Su mirada estaba más allá de él, fija en su enemigo imaginario, pero por el rabillo del ojo vio que avanzaba resueltamente hacia ella y durante un momento de lucidez llegó a pensar que José iba a dejarse de cuentos de una vez por todas. Pero en vez de eso se dirigió a la ventana para abrirla, quien sabe si para ahogar su voz con el ruido de la circulación.

–Todo son desastres -replicó él sin emoción, mirando al exterior-. Pregúntame lo que sienten los habitantes de Kiryat Shmonah cuando caen los obuses palestinos. Que te cuenten los de los kibbutz cómo aúllan los cohetes Katyusha, de cuarenta en cuarenta, mientras ellos corren a esconder a sus hijos en un refugio fingiendo que todo es un juego. -José hizo una pausa y lanzó una especie de hastiado suspiro, como si sus propios razonamientos le resultaran ya demasiado oídos-. Sin embargo -añadió con tono más pragmático-, la próxima vez que utilices este argumento, te sugiero que recuerdes que Kissinger es judío. Eso cabe también en el vocabulario político un tanto primario de Michel.

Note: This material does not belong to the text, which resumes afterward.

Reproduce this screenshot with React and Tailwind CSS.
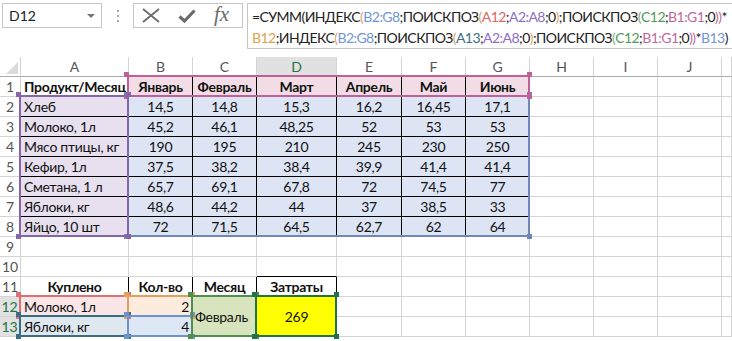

Charlie se llevó los nudillos a la boca y descubrió que estaba llorando. Él fue a sentarse en la cama, junto a ella, y Charlie esperó a que le rodeara con su brazo o que siguiera brindándole sus sabios razonamientos o, simplemente, que la poseyera, como ella habría preferido por encima de todo. Pero él no hizo ni esto ni aquello. Se limitó a dejarla a solas con sus lágrimas hasta que ella tuvo poco a poco la sensación de que él se había hecho cargo de cuál era su situación y que ambos lloraban juntos. Más que las palabras, su silencio mitigó lo que tenían que hacer. Estuvieron así como un siglo, uno al lado del otro, hasta que ella dejó que sus sollozos dieran paso a un profundo y extenuado suspiro. Pero él siguió sin moverse, ni para acercarse ni para alejarse.